> _PROBLEM TO WORK ON_: Present each line of the entries below that holds the word "this".
--
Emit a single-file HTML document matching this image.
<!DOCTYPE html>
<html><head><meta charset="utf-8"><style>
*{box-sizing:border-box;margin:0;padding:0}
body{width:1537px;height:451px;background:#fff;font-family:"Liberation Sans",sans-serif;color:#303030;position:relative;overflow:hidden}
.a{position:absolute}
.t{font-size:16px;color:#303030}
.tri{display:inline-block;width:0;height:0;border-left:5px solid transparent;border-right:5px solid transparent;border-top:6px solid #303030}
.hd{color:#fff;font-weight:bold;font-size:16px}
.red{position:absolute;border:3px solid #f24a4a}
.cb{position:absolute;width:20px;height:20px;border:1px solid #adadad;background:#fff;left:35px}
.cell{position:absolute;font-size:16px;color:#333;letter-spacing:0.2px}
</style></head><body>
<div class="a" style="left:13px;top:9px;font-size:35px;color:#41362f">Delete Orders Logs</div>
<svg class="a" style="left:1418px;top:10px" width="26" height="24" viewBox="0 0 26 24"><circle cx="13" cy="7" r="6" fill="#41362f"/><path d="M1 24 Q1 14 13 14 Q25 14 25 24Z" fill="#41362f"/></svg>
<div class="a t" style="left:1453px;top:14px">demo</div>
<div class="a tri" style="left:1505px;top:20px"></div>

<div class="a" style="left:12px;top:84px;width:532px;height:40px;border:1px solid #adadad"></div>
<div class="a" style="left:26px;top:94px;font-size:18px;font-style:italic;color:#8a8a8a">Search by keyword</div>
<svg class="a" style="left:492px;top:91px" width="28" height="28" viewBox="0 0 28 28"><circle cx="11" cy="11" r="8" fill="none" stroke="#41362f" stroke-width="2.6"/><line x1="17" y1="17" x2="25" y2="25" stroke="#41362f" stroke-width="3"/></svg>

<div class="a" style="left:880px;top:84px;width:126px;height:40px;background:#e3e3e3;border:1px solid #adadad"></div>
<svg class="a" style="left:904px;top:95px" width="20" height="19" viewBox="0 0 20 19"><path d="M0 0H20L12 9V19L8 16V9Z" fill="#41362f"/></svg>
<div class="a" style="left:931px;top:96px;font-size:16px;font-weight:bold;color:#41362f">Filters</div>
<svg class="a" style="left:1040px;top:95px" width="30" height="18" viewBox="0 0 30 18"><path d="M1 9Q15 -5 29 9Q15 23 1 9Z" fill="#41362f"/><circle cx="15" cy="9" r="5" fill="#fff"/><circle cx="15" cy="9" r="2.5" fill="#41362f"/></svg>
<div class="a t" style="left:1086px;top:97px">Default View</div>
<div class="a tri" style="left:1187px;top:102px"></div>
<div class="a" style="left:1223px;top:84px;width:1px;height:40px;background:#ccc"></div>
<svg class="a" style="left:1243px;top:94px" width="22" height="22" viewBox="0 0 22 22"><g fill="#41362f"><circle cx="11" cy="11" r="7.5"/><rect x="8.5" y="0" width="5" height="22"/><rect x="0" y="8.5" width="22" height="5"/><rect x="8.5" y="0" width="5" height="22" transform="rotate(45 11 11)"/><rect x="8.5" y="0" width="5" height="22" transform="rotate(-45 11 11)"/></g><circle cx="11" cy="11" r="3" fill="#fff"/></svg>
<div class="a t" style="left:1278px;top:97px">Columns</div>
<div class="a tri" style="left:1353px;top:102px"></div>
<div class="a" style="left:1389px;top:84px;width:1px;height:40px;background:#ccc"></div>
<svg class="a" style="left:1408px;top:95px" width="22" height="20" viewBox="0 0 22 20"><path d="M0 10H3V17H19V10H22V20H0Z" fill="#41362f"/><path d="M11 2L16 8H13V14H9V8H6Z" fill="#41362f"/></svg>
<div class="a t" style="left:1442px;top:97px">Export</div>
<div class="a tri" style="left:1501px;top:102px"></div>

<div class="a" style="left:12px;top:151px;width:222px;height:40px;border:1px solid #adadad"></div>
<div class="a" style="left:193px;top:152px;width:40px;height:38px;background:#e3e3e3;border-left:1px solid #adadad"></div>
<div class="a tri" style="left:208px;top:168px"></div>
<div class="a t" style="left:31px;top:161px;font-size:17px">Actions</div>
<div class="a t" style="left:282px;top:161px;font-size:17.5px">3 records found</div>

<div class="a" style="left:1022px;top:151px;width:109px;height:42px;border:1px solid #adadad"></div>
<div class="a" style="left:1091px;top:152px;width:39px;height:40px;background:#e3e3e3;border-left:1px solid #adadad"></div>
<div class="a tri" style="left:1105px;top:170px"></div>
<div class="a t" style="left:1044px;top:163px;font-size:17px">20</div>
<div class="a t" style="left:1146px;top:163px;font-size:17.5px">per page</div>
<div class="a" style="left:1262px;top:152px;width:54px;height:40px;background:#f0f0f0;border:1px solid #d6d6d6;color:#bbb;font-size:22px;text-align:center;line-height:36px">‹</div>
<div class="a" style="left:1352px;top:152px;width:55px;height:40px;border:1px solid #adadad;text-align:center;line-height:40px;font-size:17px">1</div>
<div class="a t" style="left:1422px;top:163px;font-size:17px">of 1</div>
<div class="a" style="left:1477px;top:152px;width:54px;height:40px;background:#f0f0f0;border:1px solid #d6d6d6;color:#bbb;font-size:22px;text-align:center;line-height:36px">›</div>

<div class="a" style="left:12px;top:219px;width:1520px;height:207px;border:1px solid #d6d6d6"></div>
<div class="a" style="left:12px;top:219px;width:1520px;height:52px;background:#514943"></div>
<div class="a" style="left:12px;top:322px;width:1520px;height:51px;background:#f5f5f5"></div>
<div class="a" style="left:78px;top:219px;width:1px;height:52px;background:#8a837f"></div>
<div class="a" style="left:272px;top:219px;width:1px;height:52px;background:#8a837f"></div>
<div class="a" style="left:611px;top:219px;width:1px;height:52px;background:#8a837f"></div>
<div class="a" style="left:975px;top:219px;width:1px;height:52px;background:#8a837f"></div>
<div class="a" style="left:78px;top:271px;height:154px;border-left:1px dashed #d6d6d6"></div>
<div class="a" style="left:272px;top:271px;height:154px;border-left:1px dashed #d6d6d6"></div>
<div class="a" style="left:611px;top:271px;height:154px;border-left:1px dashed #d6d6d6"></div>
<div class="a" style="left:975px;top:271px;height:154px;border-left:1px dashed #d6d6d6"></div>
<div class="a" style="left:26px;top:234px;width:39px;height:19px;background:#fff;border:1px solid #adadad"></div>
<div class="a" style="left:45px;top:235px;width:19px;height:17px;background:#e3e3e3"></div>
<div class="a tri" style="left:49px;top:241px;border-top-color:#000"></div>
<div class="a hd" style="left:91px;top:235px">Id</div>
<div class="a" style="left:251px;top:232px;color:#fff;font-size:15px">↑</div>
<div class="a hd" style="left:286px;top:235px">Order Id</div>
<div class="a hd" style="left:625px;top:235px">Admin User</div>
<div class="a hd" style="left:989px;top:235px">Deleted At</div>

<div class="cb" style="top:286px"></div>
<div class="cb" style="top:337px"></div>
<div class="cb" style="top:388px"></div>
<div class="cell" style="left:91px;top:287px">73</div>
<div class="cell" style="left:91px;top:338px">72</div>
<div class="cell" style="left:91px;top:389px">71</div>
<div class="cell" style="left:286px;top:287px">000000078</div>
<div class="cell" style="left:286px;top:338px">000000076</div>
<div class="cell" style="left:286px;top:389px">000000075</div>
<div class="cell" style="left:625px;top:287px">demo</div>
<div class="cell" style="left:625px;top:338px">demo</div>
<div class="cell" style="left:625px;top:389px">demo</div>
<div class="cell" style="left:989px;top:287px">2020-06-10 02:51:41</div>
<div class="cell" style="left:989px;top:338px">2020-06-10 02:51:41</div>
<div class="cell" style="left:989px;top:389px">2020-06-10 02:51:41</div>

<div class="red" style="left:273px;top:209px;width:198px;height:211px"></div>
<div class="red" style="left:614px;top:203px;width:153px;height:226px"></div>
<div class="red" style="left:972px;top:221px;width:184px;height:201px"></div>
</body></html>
--
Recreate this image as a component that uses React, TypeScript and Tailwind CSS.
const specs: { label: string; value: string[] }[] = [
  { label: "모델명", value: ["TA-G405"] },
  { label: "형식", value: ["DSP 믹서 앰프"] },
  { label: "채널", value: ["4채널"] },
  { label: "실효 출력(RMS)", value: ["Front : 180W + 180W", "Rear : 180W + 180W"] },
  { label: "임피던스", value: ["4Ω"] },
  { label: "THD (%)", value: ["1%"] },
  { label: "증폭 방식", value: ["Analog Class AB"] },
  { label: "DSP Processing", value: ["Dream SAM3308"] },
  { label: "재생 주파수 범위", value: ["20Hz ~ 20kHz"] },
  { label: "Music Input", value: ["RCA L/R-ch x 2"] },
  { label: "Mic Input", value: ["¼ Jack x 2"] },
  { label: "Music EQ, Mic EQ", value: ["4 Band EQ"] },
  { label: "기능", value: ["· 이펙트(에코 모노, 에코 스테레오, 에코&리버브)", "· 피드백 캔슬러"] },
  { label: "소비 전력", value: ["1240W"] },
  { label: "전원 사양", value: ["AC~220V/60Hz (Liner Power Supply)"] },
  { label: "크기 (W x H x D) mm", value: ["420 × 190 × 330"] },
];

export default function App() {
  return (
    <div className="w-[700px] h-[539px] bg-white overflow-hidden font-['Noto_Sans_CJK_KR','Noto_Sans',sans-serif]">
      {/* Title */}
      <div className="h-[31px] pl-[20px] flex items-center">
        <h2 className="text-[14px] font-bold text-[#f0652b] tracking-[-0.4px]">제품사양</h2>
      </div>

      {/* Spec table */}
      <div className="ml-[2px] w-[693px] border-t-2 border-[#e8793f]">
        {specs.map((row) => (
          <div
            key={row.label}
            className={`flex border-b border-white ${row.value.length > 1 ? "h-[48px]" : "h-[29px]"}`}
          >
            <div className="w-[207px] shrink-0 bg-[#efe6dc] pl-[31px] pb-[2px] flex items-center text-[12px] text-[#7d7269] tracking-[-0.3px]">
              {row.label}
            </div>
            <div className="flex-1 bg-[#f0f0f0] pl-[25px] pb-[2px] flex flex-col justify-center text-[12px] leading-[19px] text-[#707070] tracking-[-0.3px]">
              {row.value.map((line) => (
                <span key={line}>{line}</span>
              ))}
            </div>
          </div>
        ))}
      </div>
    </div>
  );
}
--
> _COMPLETED TASK_:
Emit a single-file HTML document matching this image.
Recreate this image as a component that uses React, TypeScript and Tailwind CSS.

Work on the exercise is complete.